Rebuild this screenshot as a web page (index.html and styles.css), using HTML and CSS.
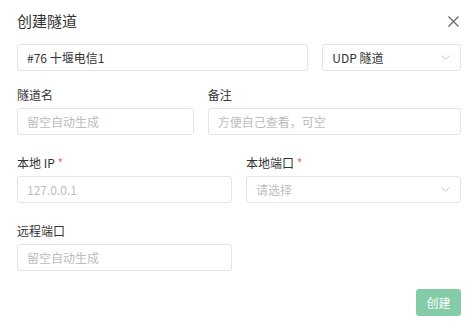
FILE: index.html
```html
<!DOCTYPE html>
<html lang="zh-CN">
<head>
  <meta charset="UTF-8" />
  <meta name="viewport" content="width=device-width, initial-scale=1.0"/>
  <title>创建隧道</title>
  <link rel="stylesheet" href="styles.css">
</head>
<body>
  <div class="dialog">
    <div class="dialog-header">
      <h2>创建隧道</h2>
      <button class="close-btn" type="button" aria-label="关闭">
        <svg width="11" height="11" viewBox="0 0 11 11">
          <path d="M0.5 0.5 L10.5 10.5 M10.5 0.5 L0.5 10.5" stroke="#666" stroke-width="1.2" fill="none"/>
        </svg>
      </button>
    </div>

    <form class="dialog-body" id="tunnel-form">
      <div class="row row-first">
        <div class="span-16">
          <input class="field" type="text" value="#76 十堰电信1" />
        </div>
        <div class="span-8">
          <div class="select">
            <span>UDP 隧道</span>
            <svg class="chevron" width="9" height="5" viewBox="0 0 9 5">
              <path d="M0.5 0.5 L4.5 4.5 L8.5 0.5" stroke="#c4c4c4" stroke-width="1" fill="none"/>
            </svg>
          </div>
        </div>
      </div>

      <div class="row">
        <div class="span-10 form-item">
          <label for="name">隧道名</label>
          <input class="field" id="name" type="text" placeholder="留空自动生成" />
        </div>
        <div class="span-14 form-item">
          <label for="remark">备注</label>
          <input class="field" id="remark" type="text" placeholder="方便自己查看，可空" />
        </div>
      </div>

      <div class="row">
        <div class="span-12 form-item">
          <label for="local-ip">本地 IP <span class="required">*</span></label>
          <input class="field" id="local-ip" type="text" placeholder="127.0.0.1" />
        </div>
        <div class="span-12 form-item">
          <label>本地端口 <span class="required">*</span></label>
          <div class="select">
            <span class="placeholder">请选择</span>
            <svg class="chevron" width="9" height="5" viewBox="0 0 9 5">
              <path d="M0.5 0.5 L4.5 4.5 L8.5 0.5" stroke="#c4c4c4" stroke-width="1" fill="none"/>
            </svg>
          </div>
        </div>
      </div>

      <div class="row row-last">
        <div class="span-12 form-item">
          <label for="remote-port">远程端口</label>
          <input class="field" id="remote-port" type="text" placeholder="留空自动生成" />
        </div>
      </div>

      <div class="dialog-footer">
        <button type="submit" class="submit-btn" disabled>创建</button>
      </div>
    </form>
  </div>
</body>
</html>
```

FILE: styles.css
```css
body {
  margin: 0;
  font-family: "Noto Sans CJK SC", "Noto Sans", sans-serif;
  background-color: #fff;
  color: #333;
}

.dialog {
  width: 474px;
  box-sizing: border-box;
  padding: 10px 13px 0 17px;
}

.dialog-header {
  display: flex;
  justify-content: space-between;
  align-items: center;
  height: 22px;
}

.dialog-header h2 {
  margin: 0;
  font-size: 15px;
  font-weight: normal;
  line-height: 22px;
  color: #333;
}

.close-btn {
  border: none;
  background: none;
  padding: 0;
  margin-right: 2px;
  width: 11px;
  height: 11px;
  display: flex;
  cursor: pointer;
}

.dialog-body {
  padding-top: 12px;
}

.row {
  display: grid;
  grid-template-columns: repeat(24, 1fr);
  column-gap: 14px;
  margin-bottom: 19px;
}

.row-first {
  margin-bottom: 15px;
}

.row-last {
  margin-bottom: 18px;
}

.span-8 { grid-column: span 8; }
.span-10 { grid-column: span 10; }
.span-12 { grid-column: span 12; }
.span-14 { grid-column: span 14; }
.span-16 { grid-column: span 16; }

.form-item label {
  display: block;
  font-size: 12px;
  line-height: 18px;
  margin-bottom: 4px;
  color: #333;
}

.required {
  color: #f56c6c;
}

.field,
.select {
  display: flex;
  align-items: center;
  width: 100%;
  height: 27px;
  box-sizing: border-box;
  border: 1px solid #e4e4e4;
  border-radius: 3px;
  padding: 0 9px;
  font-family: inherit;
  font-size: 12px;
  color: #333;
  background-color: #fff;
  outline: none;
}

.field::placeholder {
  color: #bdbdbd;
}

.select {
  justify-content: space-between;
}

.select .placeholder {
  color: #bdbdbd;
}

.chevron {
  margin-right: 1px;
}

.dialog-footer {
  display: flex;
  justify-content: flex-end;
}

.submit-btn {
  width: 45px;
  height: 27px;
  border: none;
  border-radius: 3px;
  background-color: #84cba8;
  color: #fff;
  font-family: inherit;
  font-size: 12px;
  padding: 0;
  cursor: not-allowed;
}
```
---------------
--- TASK TO CARRY OUT ---
Transcribe the listing in full. Omit the pictures and keep every line exact.

--- FINAL RESULT ---
Rebuild this screenshot as a web page (index.html and styles.css), using HTML and CSS.
FILE: index.html
```html
<!DOCTYPE html>
<html lang="zh-CN">
<head>
  <meta charset="UTF-8" />
  <meta name="viewport" content="width=device-width, initial-scale=1.0"/>
  <title>创建隧道</title>
  <link rel="stylesheet" href="styles.css">
</head>
<body>
  <div class="dialog">
    <div class="dialog-header">
      <h2>创建隧道</h2>
      <button class="close-btn" type="button" aria-label="关闭">
        <svg width="11" height="11" viewBox="0 0 11 11">
          <path d="M0.5 0.5 L10.5 10.5 M10.5 0.5 L0.5 10.5" stroke="#666" stroke-width="1.2" fill="none"/>
        </svg>
      </button>
    </div>

    <form class="dialog-body" id="tunnel-form">
      <div class="row row-first">
        <div class="span-16">
          <input class="field" type="text" value="#76 十堰电信1" />
        </div>
        <div class="span-8">
          <div class="select">
            <span>UDP 隧道</span>
            <svg class="chevron" width="9" height="5" viewBox="0 0 9 5">
              <path d="M0.5 0.5 L4.5 4.5 L8.5 0.5" stroke="#c4c4c4" stroke-width="1" fill="none"/>
            </svg>
          </div>
        </div>
      </div>

      <div class="row">
        <div class="span-10 form-item">
          <label for="name">隧道名</label>
          <input class="field" id="name" type="text" placeholder="留空自动生成" />
        </div>
        <div class="span-14 form-item">
          <label for="remark">备注</label>
          <input class="field" id="remark" type="text" placeholder="方便自己查看，可空" />
        </div>
      </div>

      <div class="row">
        <div class="span-12 form-item">
          <label for="local-ip">本地 IP <span class="required">*</span></label>
          <input class="field" id="local-ip" type="text" placeholder="127.0.0.1" />
        </div>
        <div class="span-12 form-item">
          <label>本地端口 <span class="required">*</span></label>
          <div class="select">
            <span class="placeholder">请选择</span>
            <svg class="chevron" width="9" height="5" viewBox="0 0 9 5">
              <path d="M0.5 0.5 L4.5 4.5 L8.5 0.5" stroke="#c4c4c4" stroke-width="1" fill="none"/>
            </svg>
          </div>
        </div>
      </div>

      <div class="row row-last">
        <div class="span-12 form-item">
          <label for="remote-port">远程端口</label>
          <input class="field" id="remote-port" type="text" placeholder="留空自动生成" />
        </div>
      </div>

      <div class="dialog-footer">
        <button type="submit" class="submit-btn" disabled>创建</button>
      </div>
    </form>
  </div>
</body>
</html>
```

FILE: styles.css
```css
body {
  margin: 0;
  font-family: "Noto Sans CJK SC", "Noto Sans", sans-serif;
  background-color: #fff;
  color: #333;
}

.dialog {
  width: 474px;
  box-sizing: border-box;
  padding: 10px 13px 0 17px;
}

.dialog-header {
  display: flex;
  justify-content: space-between;
  align-items: center;
  height: 22px;
}

.dialog-header h2 {
  margin: 0;
  font-size: 15px;
  font-weight: normal;
  line-height: 22px;
  color: #333;
}

.close-btn {
  border: none;
  background: none;
  padding: 0;
  margin-right: 2px;
  width: 11px;
  height: 11px;
  display: flex;
  cursor: pointer;
}

.dialog-body {
  padding-top: 12px;
}

.row {
  display: grid;
  grid-template-columns: repeat(24, 1fr);
  column-gap: 14px;
  margin-bottom: 19px;
}

.row-first {
  margin-bottom: 15px;
}

.row-last {
  margin-bottom: 18px;
}

.span-8 { grid-column: span 8; }
.span-10 { grid-column: span 10; }
.span-12 { grid-column: span 12; }
.span-14 { grid-column: span 14; }
.span-16 { grid-column: span 16; }

.form-item label {
  display: block;
  font-size: 12px;
  line-height: 18px;
  margin-bottom: 4px;
  color: #333;
}

.required {
  color: #f56c6c;
}

.field,
.select {
  display: flex;
  align-items: center;
  width: 100%;
  height: 27px;
  box-sizing: border-box;
  border: 1px solid #e4e4e4;
  border-radius: 3px;
  padding: 0 9px;
  font-family: inherit;
  font-size: 12px;
  color: #333;
  background-color: #fff;
  outline: none;
}

.field::placeholder {
  color: #bdbdbd;
}

.select {
  justify-content: space-between;
}

.select .placeholder {
  color: #bdbdbd;
}

.chevron {
  margin-right: 1px;
}

.dialog-footer {
  display: flex;
  justify-content: flex-end;
}

.submit-btn {
  width: 45px;
  height: 27px;
  border: none;
  border-radius: 3px;
  background-color: #84cba8;
  color: #fff;
  font-family: inherit;
  font-size: 12px;
  padding: 0;
  cursor: not-allowed;
}
```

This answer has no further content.